Hal isn't at a disadvantage for long. He attacks the fake Green Lanterns and overpowers them because they're wielding rings that use the willpower of the wearer. And none of them were chosen by the rings, so none of the Durlans are as adept with the rings as the Green Lanterns are. So Hal Jordan kills the fake Mukmuk by forcing his ring to shut down. And then the ring takes off because it locates the real Mukmuk! He's way off on that prison planet near Durlan, probably. Or he's in a carnival somewhere getting ping pong balls thrown at him.

I guess killing Durlans is okay. Or is this one of those cases where Hal doesn't consider the death his fault if he shuts down a ring that just happens to be protecting the Durlan from the vacuum of space?

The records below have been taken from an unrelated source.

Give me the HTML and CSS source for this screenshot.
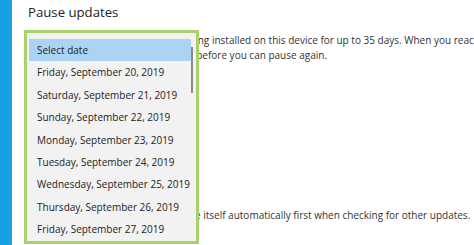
FILE: index.html
```html
<!DOCTYPE html>
<html>
<head>
<meta charset="utf-8">
<link rel="stylesheet" href="styles.css">
</head>
<body>
<div class="page">
  <div class="sidebar"></div>
  <div class="main">
    <h1 class="title">Pause updates</h1>
    <p class="desc">Temporarily pause updates from being installed on this device for up to 35 days. When you reach the pause limit, your<br>device will need to get new updates before you can pause again.</p>
    <p class="note">Note: Windows Update might update itself automatically first when checking for other updates.</p>
    <div class="focus">
      <ul class="list">
        <li class="item selected">Select date</li>
        <li class="item">Friday, September 20, 2019</li>
        <li class="item">Saturday, September 21, 2019</li>
        <li class="item">Sunday, September 22, 2019</li>
        <li class="item">Monday, September 23, 2019</li>
        <li class="item">Tuesday, September 24, 2019</li>
        <li class="item">Wednesday, September 25, 2019</li>
        <li class="item">Thursday, September 26, 2019</li>
        <li class="item">Friday, September 27, 2019</li>
      </ul>
      <div class="scrollbar"></div>
    </div>
  </div>
</div>
</body>
</html>
```
FILE: styles.css
```css
* { box-sizing: border-box; }
html, body { margin: 0; padding: 0; background: #fff; }
body {
  font-family: "Open Sans", "Noto Sans", sans-serif;
  color: #2b2b2b;
  width: 474px;
  height: 245px;
  overflow: hidden;
}
.page {
  display: flex;
  height: 245px;
}
.sidebar {
  width: 12px;
  flex: none;
  background: #16a1e7;
}
.main {
  position: relative;
  flex: 1;
  padding-left: 16px;
  overflow: hidden;
}
.title {
  margin: 0;
  padding-top: 1px;
  font-size: 13.2px;
  font-weight: 400;
  line-height: 22px;
  color: #222;
}
.desc {
  margin: 10px 0 0;
  font-size: 10px;
  line-height: 15px;
  white-space: nowrap;
  color: #333;
}
.note {
  margin: 145px 0 0;
  font-size: 10px;
  line-height: 15px;
  white-space: nowrap;
  color: #333;
}
.focus {
  position: absolute;
  left: 12px;
  top: 30px;
  width: 175px;
  height: 214px;
  border: 3px solid #a9d26d;
  background: #f2f2f2;
}
.list {
  list-style: none;
  margin: 0;
  padding: 6px 0 0 2px;
}
.item {
  height: 22.4px;
  line-height: 22.4px;
  padding-left: 8px;
  font-size: 10px;
  color: #222;
  width: 162px;
  white-space: nowrap;
}
.item.selected {
  background: #abd4f4;
}
.scrollbar {
  position: absolute;
  left: 164px;
  top: 14px;
  width: 2px;
  height: 46px;
  background: #8a8a8a;
}
```
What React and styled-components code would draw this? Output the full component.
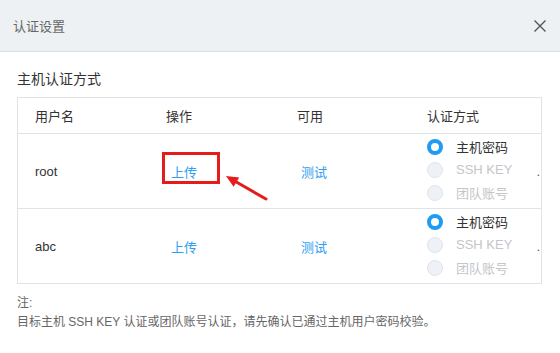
import React from 'react';
import styled, { createGlobalStyle } from 'styled-components';

const GlobalStyle = createGlobalStyle`
  html, body {
    margin: 0;
    padding: 0;
    background: #fff;
  }
  body {
    font-family: "Liberation Sans", "Noto Sans CJK SC", sans-serif;
    color: #333;
  }
`;

const Dialog = styled.div`
  width: 560px;
  height: 353px;
  background: #fff;
  overflow: hidden;
`;

const Header = styled.div`
  height: 52px;
  background: #eef1f3;
  border-bottom: 1px solid #dadee2;
  display: flex;
  align-items: center;
  justify-content: space-between;
  padding: 0 13px 0 13px;
  box-sizing: border-box;
`;

const Title = styled.span`
  font-size: 13px;
  color: #666;
`;

const Close = styled.button`
  border: none;
  background: none;
  padding: 0;
  width: 14px;
  height: 14px;
  display: flex;
  cursor: pointer;
`;

const Body = styled.div`
  padding: 17px 18px 0 17px;
`;

const SectionTitle = styled.div`
  font-size: 14px;
  line-height: 20px;
  color: #333;
`;

const Table = styled.div`
  margin-top: 8px;
  border: 1px solid #dfe4ea;
  width: 525px;
  box-sizing: border-box;
`;

const Row = styled.div`
  display: grid;
  grid-template-columns: 131px 131px 130px 1fr;
  height: ${p => (p.$head ? 35 : 74)}px;
  border-bottom: ${p => (p.$last ? 'none' : '1px solid #dfe4ea')};
`;

const Cell = styled.div`
  position: relative;
  display: flex;
  align-items: center;
  padding-left: 17px;
  font-size: 13px;
  color: #333;
`;

const Link = styled.a`
  color: #2f9df2;
  font-size: 13px;
  margin-left: ${p => p.$offset || 4}px;
  cursor: pointer;
`;

const RadioGroup = styled.div`
  display: flex;
  flex-direction: column;
  padding-bottom: 3px;
`;

const Option = styled.label`
  display: flex;
  align-items: center;
  height: 23px;
  gap: 13px;
  font-size: 13px;
  color: ${p => (p.$disabled ? '#c3c6ca' : '#333')};
`;

const Radio = styled.span`
  width: 16px;
  height: 16px;
  border-radius: 50%;
  box-sizing: border-box;
  border: ${p => (p.$checked ? '4px solid #1e9bf5' : '1px solid #dfe4ec')};
  background: ${p => (p.$checked ? '#fff' : '#eef1f6')};
`;

const Trail = styled.span`
  margin-left: auto;
  margin-right: 1px;
  font-size: 13px;
  color: #555;
  line-height: 1;
`;

const MarkBox = styled.div`
  position: absolute;
  left: 13px;
  top: 18px;
  width: 58px;
  height: 32px;
  border: 3px solid #e41c1c;
  box-sizing: border-box;
  pointer-events: none;
`;

const Arrow = styled.svg`
  position: absolute;
  left: 73px;
  top: 35px;
  overflow: visible;
`;

const Note = styled.div`
  margin-top: 10px;
  font-size: 12px;
  line-height: 19px;
  color: #666;
`;

const accounts = [
  { user: 'root', marked: true },
  { user: 'abc', marked: false },
];

const methods = ['主机密码', 'SSH KEY', '团队账号'];

const App = () => (
  <>
    <GlobalStyle />
    <Dialog>
      <Header>
        <Title>认证设置</Title>
        <Close aria-label="close">
          <svg width="14" height="14" viewBox="0 0 14 14">
            <path d="M1.5 1.5 L12.5 12.5 M12.5 1.5 L1.5 12.5" stroke="#555" strokeWidth="1.4" fill="none" />
          </svg>
        </Close>
      </Header>
      <Body>
        <SectionTitle>主机认证方式</SectionTitle>
        <Table>
          <Row $head>
            <Cell>用户名</Cell>
            <Cell>操作</Cell>
            <Cell>可用</Cell>
            <Cell>认证方式</Cell>
          </Row>
          {accounts.map((a, i) => (
            <Row key={a.user} $last={i === accounts.length - 1}>
              <Cell>{a.user}</Cell>
              <Cell>
                <Link $offset={5}>上传</Link>
                {a.marked && (
                  <>
                    <MarkBox />
                    <Arrow width="48" height="35" viewBox="0 0 48 35">
                      <line x1="44" y1="30" x2="13" y2="12.3" stroke="#e41c1c" strokeWidth="3" strokeLinecap="round" />
                      <polygon points="4,7 17.2,8.4 11.6,17.8" fill="#e41c1c" />
                    </Arrow>
                  </>
                )}
              </Cell>
              <Cell>
                <Link $offset={4}>测试</Link>
              </Cell>
              <Cell>
                <RadioGroup>
                  {methods.map((m, j) => (
                    <Option key={m} $disabled={j > 0}>
                      <Radio $checked={j === 0} />
                      {m}
                    </Option>
                  ))}
                </RadioGroup>
                <Trail>.</Trail>
              </Cell>
            </Row>
          ))}
        </Table>
        <Note>
          注:
          <br />
          目标主机 SSH KEY 认证或团队账号认证，请先确认已通过主机用户密码校验。
        </Note>
      </Body>
    </Dialog>
  </>
);

export default App;
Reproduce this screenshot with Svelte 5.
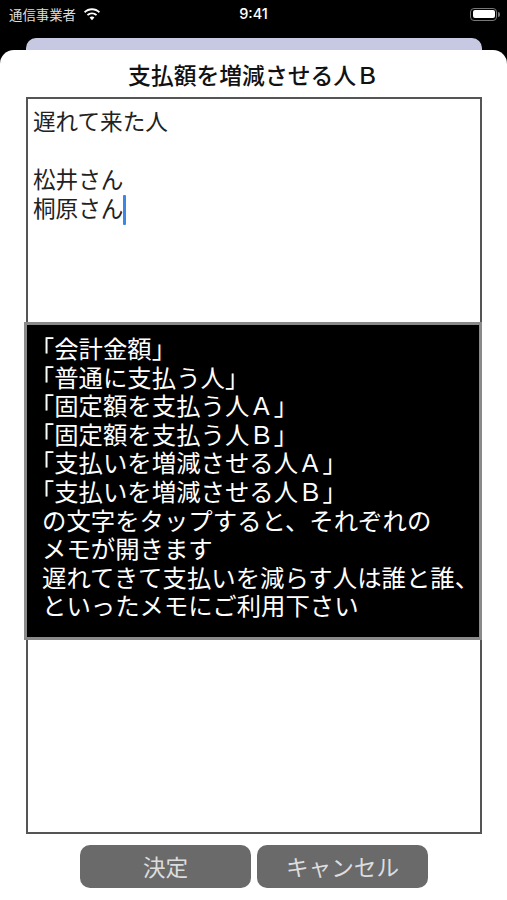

You know, I don't even know if Jordan is big on not killing! He may not give a fuck because he's a soldier fighting a war right now and not a super hero acting holier than thou.

The Khund retreat not because they don't want to fight to the death but because the Durlan Ancient commands them to because he has another plan which had better be more spectacular than this one. Hal Jordan realizes as the rings rush off to find their real owners that the Green Lanterns have some prisoners of war to save.

Green Lantern #31 Rating: No change. I suppose the Durlans didn't kill the original Green Lanterns whose faces they stole because keeping them alive probably allowed them to continue using their Green Lantern Rings. If they did it for any other reason, they're suckers because the Green Lanterns didn't hesitate to kill the Durlans!